| THE PROBLEM |
Using the data below, copy each line that includes the word "Tailwind".

| INPUT ROWS |
--- BEGIN ---

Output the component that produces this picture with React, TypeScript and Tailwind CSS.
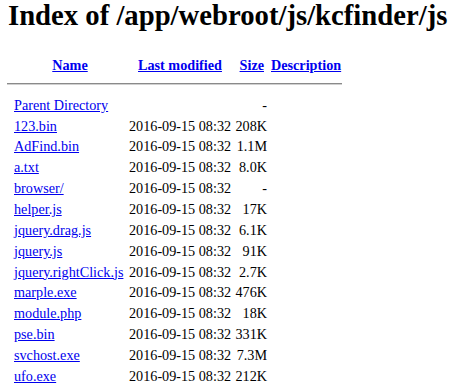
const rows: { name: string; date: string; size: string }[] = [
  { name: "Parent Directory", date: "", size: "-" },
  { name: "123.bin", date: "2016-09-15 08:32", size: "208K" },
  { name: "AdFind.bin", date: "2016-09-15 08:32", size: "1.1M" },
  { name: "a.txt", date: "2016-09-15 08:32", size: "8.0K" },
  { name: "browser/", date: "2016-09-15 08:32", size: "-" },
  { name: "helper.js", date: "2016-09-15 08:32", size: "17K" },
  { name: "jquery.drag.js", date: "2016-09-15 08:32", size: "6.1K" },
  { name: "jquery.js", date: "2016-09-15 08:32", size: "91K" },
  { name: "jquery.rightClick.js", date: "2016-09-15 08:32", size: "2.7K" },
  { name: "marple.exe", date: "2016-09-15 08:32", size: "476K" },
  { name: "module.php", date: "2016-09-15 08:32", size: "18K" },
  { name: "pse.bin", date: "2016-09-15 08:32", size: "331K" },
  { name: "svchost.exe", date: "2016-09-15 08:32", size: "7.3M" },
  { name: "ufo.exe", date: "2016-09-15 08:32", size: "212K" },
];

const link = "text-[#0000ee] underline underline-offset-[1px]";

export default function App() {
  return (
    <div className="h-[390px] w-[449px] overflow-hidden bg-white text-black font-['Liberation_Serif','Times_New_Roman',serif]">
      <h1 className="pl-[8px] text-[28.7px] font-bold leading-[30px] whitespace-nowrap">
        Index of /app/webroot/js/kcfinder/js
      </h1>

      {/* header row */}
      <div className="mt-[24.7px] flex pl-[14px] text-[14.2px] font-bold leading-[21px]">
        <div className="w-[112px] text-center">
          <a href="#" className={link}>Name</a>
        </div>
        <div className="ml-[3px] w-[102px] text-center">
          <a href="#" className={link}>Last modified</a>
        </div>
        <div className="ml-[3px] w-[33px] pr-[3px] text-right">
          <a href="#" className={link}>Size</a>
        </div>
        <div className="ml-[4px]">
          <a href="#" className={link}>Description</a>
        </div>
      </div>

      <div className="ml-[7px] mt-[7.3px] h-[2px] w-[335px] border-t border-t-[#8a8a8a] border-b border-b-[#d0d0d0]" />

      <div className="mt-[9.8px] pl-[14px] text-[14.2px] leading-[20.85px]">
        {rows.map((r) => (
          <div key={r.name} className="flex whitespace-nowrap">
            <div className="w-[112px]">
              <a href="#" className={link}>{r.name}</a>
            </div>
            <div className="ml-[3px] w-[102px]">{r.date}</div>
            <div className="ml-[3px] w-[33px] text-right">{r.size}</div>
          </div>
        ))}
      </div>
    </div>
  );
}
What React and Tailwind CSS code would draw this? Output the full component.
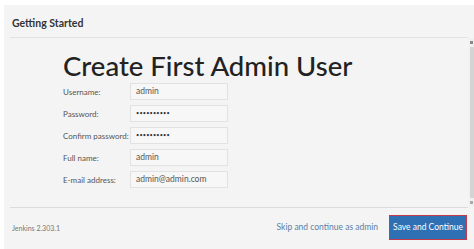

--- END ---

| FINAL ANSWER |
Output the component that produces this picture with React, TypeScript and Tailwind CSS.
What React and Tailwind CSS code would draw this? Output the full component.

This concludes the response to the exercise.